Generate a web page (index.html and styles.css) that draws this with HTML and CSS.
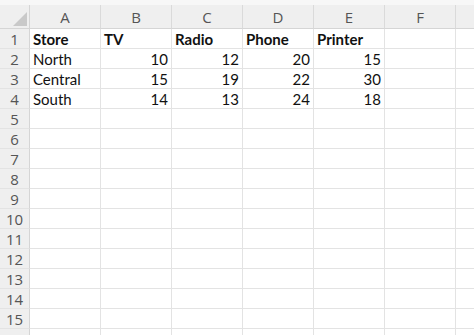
FILE: index.html
```html
<!DOCTYPE html>
<html>
<head>
<meta charset="utf-8">
<link rel="stylesheet" href="styles.css">
</head>
<body>
<div class="sheet">
  <div class="topstrip"></div>
  <div class="grid">
    <div class="corner"><div class="tri"></div></div>
    <div class="ch">A</div><div class="ch">B</div><div class="ch">C</div><div class="ch">D</div><div class="ch">E</div><div class="ch">F</div><div class="ch last"></div>

    <div class="rh">1</div><div class="c b">Store</div><div class="c b">TV</div><div class="c b">Radio</div><div class="c b">Phone</div><div class="c b">Printer</div><div class="c"></div><div class="c last"></div>
    <div class="rh">2</div><div class="c">North</div><div class="c n">10</div><div class="c n">12</div><div class="c n">20</div><div class="c n">15</div><div class="c"></div><div class="c last"></div>
    <div class="rh">3</div><div class="c">Central</div><div class="c n">15</div><div class="c n">19</div><div class="c n">22</div><div class="c n">30</div><div class="c"></div><div class="c last"></div>
    <div class="rh">4</div><div class="c">South</div><div class="c n">14</div><div class="c n">13</div><div class="c n">24</div><div class="c n">18</div><div class="c"></div><div class="c last"></div>
    <div class="rh">5</div><div class="c"></div><div class="c"></div><div class="c"></div><div class="c"></div><div class="c"></div><div class="c"></div><div class="c last"></div>
    <div class="rh">6</div><div class="c"></div><div class="c"></div><div class="c"></div><div class="c"></div><div class="c"></div><div class="c"></div><div class="c last"></div>
    <div class="rh">7</div><div class="c"></div><div class="c"></div><div class="c"></div><div class="c"></div><div class="c"></div><div class="c"></div><div class="c last"></div>
    <div class="rh">8</div><div class="c"></div><div class="c"></div><div class="c"></div><div class="c"></div><div class="c"></div><div class="c"></div><div class="c last"></div>
    <div class="rh">9</div><div class="c"></div><div class="c"></div><div class="c"></div><div class="c"></div><div class="c"></div><div class="c"></div><div class="c last"></div>
    <div class="rh">10</div><div class="c"></div><div class="c"></div><div class="c"></div><div class="c"></div><div class="c"></div><div class="c"></div><div class="c last"></div>
    <div class="rh">11</div><div class="c"></div><div class="c"></div><div class="c"></div><div class="c"></div><div class="c"></div><div class="c"></div><div class="c last"></div>
    <div class="rh">12</div><div class="c"></div><div class="c"></div><div class="c"></div><div class="c"></div><div class="c"></div><div class="c"></div><div class="c last"></div>
    <div class="rh">13</div><div class="c"></div><div class="c"></div><div class="c"></div><div class="c"></div><div class="c"></div><div class="c"></div><div class="c last"></div>
    <div class="rh">14</div><div class="c"></div><div class="c"></div><div class="c"></div><div class="c"></div><div class="c"></div><div class="c"></div><div class="c last"></div>
    <div class="rh">15</div><div class="c"></div><div class="c"></div><div class="c"></div><div class="c"></div><div class="c"></div><div class="c"></div><div class="c last"></div>
    <div class="rh"></div><div class="c"></div><div class="c"></div><div class="c"></div><div class="c"></div><div class="c"></div><div class="c"></div><div class="c last"></div>
  </div>
</div>
</body>
</html>
```

FILE: styles.css
```css
* { box-sizing: border-box; }
html, body { margin: 0; padding: 0; background: #ffffff; }
body { width: 474px; height: 335px; overflow: hidden; }
.sheet { width: 474px; }
.topstrip { height: 5px; background: #f7f7f7; }
.grid {
  display: grid;
  grid-template-columns: 30px repeat(6, 71px) 18px;
  grid-template-rows: 24px repeat(16, 20px);
  font-family: Lato, "Open Sans", sans-serif;
}
.corner {
  background: #efefef;
  border-right: 1px solid #d5d5d5;
  border-bottom: 1px solid #d5d5d5;
  display: flex;
  align-items: flex-end;
  justify-content: flex-end;
  padding: 0 2px 2px 0;
}
.tri {
  width: 14px;
  height: 14px;
  background: #c9c9c9;
  clip-path: polygon(100% 0, 100% 100%, 0 100%);
}
.ch {
  background: #efefef;
  border-right: 1px solid #dadada;
  border-bottom: 1px solid #d5d5d5;
  color: #555555;
  font-family: "Open Sans", sans-serif;
  font-size: 15px;
  display: flex;
  align-items: center;
  justify-content: center;
  padding-top: 1px;
}
.rh {
  background: #efefef;
  border-right: 1px solid #d5d5d5;
  border-bottom: 1px solid #e3e3e3;
  color: #555555;
  font-family: "Open Sans", sans-serif;
  font-size: 15px;
  display: flex;
  align-items: center;
  justify-content: center;
}
.c {
  border-right: 1px solid #e3e3e3;
  border-bottom: 1px solid #e3e3e3;
  color: #111111;
  font-size: 15px;
  display: flex;
  align-items: center;
  padding: 0 3px;
  white-space: nowrap;
  overflow: visible;
}
.b { font-weight: 700; }
.n { justify-content: flex-end; }
.last { border-right: none; }
```
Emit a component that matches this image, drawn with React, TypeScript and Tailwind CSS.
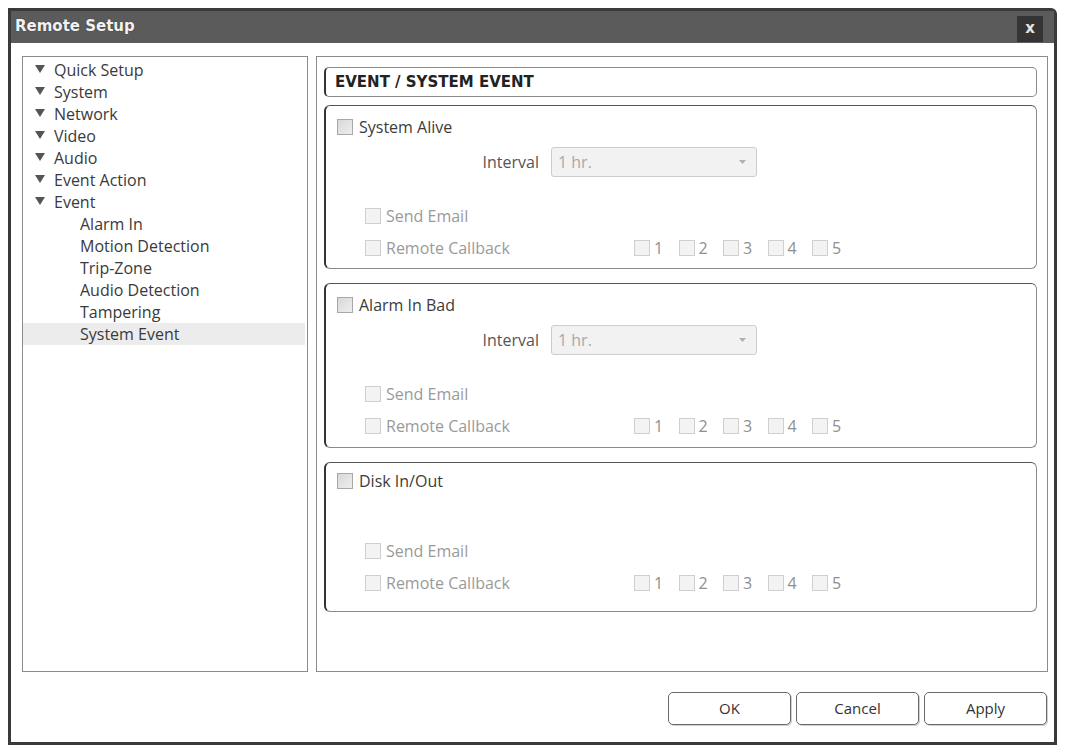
import React from 'react';

type TreeItem = { label: string; sub?: boolean; selected?: boolean };

const tree: TreeItem[] = [
  { label: 'Quick Setup' },
  { label: 'System' },
  { label: 'Network' },
  { label: 'Video' },
  { label: 'Audio' },
  { label: 'Event Action' },
  { label: 'Event' },
  { label: 'Alarm In', sub: true },
  { label: 'Motion Detection', sub: true },
  { label: 'Trip-Zone', sub: true },
  { label: 'Audio Detection', sub: true },
  { label: 'Tampering', sub: true },
  { label: 'System Event', sub: true, selected: true },
];

const Arrow = () => (
  <svg width="10" height="9" viewBox="0 0 10 9" className="shrink-0 -mt-[2px]">
    <polygon points="0,0 10,0 5,8" fill="#555" />
  </svg>
);

const Check = ({ dim }: { dim?: boolean }) => (
  <span
    className={
      dim
        ? 'inline-block w-[16px] h-[16px] shrink-0 border border-[#cfcfcf] bg-[#f3f3f3]'
        : 'inline-block w-[16px] h-[16px] shrink-0 border border-[#a8a8a8] bg-gradient-to-br from-[#d8d8d8] to-[#eeeeee]'
    }
  />
);

const IntervalRow = () => (
  <div className="flex items-center mt-[12px] h-[30px]">
    <div className="w-[213px] text-right text-[#555]">Interval</div>
    <div className="ml-[12px] w-[206px] h-[30px] border border-[#cdcdcd] rounded-[3px] bg-[#f2f2f2] flex items-center justify-between pl-[6px] pr-[10px]">
      <span className="text-[#a8a8a8]">1 hr.</span>
      <svg width="7" height="4" viewBox="0 0 7 4">
        <polygon points="0,0 7,0 3.5,4" fill="#b0b0b0" />
      </svg>
    </div>
  </div>
);

const Notify = ({ first }: { first: string }) => (
  <>
    <div className={`flex items-center h-[17px] pl-[39px] ${first}`}>
      <Check dim />
      <span className="ml-[5px] text-[#9a9a9a]">Send Email</span>
    </div>
    <div className="flex items-center h-[17px] pl-[39px] mt-[15px]">
      <div className="w-[269px] flex items-center">
        <Check dim />
        <span className="ml-[5px] text-[#9a9a9a]">Remote Callback</span>
      </div>
      {[1, 2, 3, 4, 5].map((n) => (
        <div key={n} className="w-[44.5px] flex items-center">
          <Check dim />
          <span className="ml-[4px] text-[#8f8f8f]">{n}</span>
        </div>
      ))}
    </div>
  </>
);

const Section = ({
  title,
  interval,
  className,
}: {
  title: string;
  interval?: boolean;
  className: string;
}) => (
  <div
    className={`border border-[#8a8a8a] border-t-[#555] border-l-2 border-l-[#333] rounded-[6px] flex flex-col ${className}`}
  >
    <div className="flex items-center h-[17px] pl-[11px]">
      <Check />
      <span className="ml-[6px] text-[#3c3c3c]">{title}</span>
    </div>
    {interval && <IntervalRow />}
    <Notify first={interval ? 'mt-[30px]' : 'mt-[53px]'} />
  </div>
);

const Btn = ({ label }: { label: string }) => (
  <button className="w-[123px] h-[33px] border border-[#6a6a6a] rounded-[5px] bg-white text-[#333] text-[15px] shadow-[1px_1px_0_#d0d0d0]">
    {label}
  </button>
);

export default function App() {
  return (
    <div className="w-[1065px] h-[748px] bg-white pt-[8px] pl-[8px] font-['Open_Sans',sans-serif] text-[16px] leading-none overflow-hidden">
      <div className="w-[1049px] h-[737px] border-[3px] border-[#3a3a3a] rounded-tr-[6px] flex flex-col">
        {/* title bar */}
        <div className="h-[32px] shrink-0 bg-[#5b5b5b] flex items-center justify-between pl-[4px] pr-[11px]">
          <span className="font-['DejaVu_Sans',sans-serif] font-bold text-[15px] text-[#f2f2f2] -mt-[2px] [text-shadow:0_0_1px_#222]">
            Remote Setup
          </span>
          <div className="w-[26px] h-[26px] mt-[4px] bg-[#343434] flex items-center justify-center">
            <span className="font-['DejaVu_Sans',sans-serif] font-bold text-[15px] text-[#e4e4e4] -mt-[2px]">x</span>
          </div>
        </div>

        {/* body */}
        <div className="flex-1 flex flex-col pt-[13px] pl-[11px] pr-[6px]">
          <div className="flex h-[616px] gap-[8px]">
            {/* tree */}
            <div className="w-[286px] border border-[#8c8c8c] pt-[2px]">
              {tree.map((t) => (
                <div
                  key={t.label}
                  className={`h-[22px] flex items-center mr-[2px] ${t.sub ? 'pl-[57px]' : 'pl-[12px]'} ${
                    t.selected ? 'bg-[#ececec]' : ''
                  }`}
                >
                  {!t.sub && <Arrow />}
                  <span className={`${t.sub ? '' : 'ml-[9px]'} text-[#3a3a3a]`}>{t.label}</span>
                </div>
              ))}
            </div>

            {/* content */}
            <div className="w-[732px] border border-[#8c8c8c] pt-[10px] pl-[7px] pr-[10px]">
              <div className="h-[30px] border border-[#8a8a8a] border-l-2 border-l-[#333] rounded-[5px] flex items-center pl-[9px]">
                <span className="font-['DejaVu_Sans',sans-serif] font-bold text-[15px] text-[#222]">
                  EVENT / SYSTEM EVENT
                </span>
              </div>
              <Section title="System Alive" interval className="mt-[8px] h-[164px] pt-[12px]" />
              <Section title="Alarm In Bad" interval className="mt-[14px] h-[165px] pt-[12px]" />
              <Section title="Disk In/Out" className="mt-[14px] h-[150px] pt-[9px]" />
            </div>
          </div>

          <div className="flex justify-end gap-[5px] mt-[20px] pr-[1px]">
            <Btn label="OK" />
            <Btn label="Cancel" />
            <Btn label="Apply" />
          </div>
        </div>
      </div>
    </div>
  );
}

> Task
Using the listing above, gather each line that holds the string "index" and copy it.

> Result of the exercise
Generate a web page (index.html and styles.css) that draws this with HTML and CSS.
FILE: index.html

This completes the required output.